• **EXERCISE REQUIREMENTS**
Below are the records. List every line holding the word "that".

# DATA start

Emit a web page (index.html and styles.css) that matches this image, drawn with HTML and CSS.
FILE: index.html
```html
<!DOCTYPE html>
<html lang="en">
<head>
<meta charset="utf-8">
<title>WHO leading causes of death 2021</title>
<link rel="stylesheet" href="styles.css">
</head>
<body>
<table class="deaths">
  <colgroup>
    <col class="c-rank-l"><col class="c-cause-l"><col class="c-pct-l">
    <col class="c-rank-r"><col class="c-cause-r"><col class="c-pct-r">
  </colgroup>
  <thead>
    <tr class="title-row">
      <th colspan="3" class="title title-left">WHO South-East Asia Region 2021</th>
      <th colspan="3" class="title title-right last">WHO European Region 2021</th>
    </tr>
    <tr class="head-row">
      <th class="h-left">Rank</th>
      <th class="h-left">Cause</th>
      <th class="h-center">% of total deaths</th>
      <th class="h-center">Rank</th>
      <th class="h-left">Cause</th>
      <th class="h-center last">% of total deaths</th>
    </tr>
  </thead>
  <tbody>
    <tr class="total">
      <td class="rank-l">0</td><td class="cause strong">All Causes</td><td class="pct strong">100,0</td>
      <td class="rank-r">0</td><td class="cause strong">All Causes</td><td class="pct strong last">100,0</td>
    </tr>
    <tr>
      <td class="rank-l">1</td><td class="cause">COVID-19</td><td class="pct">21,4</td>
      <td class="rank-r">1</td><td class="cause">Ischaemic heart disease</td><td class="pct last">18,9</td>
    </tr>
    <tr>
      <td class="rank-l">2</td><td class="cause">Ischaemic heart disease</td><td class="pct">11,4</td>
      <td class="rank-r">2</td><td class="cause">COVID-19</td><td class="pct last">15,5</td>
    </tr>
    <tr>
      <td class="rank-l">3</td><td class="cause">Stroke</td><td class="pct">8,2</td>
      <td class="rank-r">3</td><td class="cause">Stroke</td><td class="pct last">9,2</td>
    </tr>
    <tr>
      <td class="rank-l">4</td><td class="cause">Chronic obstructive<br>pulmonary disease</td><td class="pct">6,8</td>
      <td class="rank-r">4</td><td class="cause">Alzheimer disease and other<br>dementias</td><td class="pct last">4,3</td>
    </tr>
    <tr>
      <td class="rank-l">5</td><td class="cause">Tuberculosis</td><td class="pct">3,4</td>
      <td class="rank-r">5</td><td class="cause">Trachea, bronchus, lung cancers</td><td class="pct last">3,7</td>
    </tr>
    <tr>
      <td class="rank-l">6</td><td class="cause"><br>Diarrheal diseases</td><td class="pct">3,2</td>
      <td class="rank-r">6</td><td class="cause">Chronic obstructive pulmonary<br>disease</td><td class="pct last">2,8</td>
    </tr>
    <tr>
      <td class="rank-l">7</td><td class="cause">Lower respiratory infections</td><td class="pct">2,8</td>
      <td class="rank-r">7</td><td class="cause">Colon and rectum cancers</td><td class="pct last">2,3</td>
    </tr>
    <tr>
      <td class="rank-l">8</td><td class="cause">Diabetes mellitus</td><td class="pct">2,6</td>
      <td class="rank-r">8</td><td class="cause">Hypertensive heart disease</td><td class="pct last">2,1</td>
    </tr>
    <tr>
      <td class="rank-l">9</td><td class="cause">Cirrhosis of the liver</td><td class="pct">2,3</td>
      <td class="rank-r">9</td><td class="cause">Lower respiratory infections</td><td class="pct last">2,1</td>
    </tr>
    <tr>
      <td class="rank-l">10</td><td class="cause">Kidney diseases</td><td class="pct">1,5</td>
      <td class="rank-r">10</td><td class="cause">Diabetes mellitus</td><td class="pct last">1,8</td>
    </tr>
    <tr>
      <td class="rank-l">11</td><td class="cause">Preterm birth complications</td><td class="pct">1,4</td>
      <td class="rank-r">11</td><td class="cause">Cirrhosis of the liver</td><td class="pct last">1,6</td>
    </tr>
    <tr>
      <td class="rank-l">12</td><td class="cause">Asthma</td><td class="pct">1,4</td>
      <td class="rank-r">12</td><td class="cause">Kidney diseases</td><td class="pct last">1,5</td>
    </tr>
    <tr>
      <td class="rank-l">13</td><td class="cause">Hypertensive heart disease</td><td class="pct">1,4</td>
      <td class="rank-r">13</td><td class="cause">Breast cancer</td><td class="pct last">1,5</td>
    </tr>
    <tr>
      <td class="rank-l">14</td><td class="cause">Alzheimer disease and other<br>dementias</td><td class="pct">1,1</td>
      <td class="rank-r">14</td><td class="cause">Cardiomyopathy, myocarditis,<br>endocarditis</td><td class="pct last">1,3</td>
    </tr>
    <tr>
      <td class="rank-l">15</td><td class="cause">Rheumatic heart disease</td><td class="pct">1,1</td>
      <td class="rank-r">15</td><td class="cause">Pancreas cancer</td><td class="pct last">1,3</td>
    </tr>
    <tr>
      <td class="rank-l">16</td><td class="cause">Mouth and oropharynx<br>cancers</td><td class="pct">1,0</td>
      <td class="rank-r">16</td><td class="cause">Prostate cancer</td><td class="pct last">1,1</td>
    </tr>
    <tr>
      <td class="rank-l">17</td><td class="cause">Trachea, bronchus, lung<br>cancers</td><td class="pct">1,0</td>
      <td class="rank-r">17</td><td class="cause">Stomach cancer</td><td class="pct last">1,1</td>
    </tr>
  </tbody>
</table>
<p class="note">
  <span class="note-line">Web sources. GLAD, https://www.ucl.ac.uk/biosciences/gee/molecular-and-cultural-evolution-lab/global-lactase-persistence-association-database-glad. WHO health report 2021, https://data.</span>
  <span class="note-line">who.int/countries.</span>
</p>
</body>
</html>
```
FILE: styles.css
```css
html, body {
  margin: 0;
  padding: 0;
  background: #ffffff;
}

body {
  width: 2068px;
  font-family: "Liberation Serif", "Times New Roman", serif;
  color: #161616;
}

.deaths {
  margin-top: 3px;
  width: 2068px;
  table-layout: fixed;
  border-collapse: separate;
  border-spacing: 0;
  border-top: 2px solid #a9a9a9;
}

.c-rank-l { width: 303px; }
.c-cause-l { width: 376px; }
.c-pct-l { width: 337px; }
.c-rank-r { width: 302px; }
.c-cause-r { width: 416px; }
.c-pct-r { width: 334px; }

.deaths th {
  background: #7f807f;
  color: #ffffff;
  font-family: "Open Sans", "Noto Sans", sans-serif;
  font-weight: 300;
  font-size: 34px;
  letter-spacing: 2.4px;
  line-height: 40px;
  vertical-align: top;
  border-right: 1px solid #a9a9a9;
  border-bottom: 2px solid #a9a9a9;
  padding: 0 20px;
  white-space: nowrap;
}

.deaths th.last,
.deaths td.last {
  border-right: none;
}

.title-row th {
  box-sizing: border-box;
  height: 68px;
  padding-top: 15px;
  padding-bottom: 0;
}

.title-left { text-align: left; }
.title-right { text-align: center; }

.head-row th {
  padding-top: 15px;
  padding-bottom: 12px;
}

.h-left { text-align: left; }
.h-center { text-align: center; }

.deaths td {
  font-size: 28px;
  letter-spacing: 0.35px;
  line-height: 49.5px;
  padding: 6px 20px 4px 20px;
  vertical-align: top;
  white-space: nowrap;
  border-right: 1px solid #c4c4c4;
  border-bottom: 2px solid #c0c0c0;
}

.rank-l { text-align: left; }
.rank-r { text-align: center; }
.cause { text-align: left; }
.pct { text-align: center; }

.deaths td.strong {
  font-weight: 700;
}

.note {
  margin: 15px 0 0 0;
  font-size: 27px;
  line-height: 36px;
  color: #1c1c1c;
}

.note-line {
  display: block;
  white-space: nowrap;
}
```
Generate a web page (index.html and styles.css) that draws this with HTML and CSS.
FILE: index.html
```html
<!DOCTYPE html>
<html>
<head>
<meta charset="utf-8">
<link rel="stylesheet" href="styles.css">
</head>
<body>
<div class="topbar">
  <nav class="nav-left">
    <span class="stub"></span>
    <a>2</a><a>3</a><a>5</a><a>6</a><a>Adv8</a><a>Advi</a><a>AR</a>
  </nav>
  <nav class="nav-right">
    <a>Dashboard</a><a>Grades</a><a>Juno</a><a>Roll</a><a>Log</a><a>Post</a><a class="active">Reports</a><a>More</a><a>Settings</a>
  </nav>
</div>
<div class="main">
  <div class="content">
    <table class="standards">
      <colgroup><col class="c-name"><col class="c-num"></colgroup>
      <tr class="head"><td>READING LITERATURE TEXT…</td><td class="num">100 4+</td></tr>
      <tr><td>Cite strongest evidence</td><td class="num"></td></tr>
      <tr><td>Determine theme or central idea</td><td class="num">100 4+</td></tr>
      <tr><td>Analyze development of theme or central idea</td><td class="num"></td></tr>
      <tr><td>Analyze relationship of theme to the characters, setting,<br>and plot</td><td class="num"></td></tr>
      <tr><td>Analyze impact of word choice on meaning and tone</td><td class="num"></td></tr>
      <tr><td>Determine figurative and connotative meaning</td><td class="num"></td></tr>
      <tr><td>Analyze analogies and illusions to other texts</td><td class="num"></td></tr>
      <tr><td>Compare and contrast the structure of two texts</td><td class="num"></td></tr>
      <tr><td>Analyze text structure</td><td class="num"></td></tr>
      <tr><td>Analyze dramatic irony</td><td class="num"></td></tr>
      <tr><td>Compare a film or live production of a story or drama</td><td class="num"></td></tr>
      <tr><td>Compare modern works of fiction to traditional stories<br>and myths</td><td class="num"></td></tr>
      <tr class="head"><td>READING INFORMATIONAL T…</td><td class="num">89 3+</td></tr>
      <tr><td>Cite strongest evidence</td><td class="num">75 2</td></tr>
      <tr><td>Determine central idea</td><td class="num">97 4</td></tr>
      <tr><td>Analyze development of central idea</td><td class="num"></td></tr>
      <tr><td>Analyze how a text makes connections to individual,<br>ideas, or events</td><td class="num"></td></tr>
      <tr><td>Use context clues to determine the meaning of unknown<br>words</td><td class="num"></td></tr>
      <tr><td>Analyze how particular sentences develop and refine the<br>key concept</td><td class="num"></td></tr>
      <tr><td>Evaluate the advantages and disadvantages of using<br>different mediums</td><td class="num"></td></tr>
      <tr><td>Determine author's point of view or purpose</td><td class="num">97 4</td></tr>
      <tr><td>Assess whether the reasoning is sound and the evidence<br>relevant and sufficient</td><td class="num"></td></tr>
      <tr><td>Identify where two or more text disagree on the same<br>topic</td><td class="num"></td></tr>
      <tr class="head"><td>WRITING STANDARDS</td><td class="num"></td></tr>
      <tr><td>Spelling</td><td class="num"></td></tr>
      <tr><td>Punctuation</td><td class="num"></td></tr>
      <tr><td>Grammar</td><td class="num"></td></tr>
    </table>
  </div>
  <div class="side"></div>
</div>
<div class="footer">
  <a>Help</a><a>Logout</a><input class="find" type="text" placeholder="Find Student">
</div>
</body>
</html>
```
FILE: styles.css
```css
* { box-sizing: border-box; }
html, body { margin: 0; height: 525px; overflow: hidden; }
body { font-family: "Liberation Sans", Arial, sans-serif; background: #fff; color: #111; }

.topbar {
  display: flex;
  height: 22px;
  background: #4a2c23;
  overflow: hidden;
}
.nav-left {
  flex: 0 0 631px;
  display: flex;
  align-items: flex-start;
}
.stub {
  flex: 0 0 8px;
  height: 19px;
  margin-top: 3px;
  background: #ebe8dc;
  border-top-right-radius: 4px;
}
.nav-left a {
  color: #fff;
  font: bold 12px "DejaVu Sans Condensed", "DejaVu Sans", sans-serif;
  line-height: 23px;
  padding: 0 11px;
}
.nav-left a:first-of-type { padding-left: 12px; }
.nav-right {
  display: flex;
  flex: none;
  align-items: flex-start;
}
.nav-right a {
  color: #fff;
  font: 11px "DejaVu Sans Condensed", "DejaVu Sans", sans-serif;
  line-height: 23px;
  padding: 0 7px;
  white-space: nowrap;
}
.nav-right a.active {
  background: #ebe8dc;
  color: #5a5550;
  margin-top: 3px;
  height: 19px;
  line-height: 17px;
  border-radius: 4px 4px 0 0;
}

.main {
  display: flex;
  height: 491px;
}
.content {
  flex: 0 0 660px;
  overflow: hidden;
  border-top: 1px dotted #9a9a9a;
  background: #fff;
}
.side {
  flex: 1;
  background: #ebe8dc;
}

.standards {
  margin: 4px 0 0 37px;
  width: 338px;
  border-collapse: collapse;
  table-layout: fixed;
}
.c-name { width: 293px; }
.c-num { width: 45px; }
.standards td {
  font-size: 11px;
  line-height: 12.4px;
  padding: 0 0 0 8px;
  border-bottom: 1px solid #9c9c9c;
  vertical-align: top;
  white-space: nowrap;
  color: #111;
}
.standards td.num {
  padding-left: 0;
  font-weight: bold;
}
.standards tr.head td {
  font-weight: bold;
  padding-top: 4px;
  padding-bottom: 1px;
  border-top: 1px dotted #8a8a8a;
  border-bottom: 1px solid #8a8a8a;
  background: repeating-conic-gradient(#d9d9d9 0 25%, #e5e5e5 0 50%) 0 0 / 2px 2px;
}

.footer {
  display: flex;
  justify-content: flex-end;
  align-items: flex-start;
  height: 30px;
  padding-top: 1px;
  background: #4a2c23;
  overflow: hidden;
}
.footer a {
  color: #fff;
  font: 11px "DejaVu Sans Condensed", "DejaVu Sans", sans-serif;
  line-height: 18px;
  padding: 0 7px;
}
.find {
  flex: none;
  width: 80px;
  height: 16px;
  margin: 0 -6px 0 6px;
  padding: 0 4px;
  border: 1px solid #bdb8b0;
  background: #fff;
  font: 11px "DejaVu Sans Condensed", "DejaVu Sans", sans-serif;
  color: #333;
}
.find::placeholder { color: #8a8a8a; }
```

# DATA end

• **FULL SOLUTION**
Emit a web page (index.html and styles.css) that matches this image, drawn with HTML and CSS.
Generate a web page (index.html and styles.css) that draws this with HTML and CSS.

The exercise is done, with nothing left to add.